## TASK PROMPT
List every line below containing "code".

## SUPPLIED INFORMATION
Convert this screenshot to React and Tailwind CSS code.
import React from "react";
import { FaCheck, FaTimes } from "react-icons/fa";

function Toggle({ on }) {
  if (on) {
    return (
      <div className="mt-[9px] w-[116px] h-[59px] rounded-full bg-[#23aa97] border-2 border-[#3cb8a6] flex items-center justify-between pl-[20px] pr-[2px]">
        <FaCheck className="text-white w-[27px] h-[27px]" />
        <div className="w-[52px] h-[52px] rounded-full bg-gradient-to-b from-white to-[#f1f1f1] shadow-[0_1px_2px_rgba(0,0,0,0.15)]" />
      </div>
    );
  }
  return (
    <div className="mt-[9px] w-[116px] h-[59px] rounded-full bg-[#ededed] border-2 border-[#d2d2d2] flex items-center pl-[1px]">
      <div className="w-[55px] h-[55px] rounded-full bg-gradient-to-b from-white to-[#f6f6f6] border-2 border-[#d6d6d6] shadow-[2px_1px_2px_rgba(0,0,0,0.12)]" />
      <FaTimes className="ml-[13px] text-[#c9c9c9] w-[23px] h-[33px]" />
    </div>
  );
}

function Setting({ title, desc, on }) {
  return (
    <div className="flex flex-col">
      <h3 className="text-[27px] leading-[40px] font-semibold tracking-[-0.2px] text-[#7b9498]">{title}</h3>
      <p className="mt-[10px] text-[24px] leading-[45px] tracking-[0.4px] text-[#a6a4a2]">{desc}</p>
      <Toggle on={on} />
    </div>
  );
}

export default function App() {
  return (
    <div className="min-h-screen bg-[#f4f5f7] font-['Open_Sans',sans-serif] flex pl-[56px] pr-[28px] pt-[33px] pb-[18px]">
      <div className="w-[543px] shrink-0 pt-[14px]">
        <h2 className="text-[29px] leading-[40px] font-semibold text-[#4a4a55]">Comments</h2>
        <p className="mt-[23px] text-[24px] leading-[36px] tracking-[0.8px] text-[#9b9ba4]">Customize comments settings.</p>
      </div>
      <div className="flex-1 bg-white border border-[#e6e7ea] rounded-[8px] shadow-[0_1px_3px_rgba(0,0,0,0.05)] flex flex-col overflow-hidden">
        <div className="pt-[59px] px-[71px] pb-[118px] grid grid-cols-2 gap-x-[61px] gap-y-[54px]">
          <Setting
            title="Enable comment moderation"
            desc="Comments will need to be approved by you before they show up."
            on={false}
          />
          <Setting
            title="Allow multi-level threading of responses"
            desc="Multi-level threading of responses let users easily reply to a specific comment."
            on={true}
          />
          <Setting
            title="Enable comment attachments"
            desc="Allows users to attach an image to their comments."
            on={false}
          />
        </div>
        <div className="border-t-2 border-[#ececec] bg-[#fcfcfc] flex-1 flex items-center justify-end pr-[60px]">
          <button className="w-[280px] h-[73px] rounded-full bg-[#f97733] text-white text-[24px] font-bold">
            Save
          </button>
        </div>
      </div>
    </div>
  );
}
==
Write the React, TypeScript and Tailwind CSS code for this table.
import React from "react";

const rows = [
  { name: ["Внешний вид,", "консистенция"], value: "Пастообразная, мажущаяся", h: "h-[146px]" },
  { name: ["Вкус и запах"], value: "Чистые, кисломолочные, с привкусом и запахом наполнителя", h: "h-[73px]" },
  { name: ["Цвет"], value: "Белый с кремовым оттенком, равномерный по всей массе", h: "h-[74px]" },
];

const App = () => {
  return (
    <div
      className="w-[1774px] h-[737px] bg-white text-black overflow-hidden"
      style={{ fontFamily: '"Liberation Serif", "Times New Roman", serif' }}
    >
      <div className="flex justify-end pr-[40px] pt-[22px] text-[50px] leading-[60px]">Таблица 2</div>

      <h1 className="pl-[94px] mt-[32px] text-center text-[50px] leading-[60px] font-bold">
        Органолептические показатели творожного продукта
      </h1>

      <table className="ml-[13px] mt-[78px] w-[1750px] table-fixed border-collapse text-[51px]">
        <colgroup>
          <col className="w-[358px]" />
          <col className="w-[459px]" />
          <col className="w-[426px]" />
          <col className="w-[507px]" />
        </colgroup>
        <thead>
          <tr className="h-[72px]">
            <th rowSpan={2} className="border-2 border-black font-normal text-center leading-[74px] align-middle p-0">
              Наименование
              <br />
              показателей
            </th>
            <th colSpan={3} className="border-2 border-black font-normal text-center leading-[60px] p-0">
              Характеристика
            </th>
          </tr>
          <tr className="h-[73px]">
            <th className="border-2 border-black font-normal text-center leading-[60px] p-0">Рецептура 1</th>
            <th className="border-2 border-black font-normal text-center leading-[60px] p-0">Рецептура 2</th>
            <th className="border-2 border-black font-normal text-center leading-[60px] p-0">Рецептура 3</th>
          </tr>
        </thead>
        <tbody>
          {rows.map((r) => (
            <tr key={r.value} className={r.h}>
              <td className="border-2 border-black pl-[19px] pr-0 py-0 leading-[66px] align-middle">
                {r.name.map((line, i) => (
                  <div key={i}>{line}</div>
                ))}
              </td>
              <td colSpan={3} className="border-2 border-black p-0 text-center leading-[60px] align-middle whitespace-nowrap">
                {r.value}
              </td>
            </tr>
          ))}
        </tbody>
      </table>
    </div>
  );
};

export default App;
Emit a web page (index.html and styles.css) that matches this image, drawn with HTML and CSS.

## ANSWER TO THE EXERCISE
Convert this screenshot to React and Tailwind CSS code.
Write the React, TypeScript and Tailwind CSS code for this table.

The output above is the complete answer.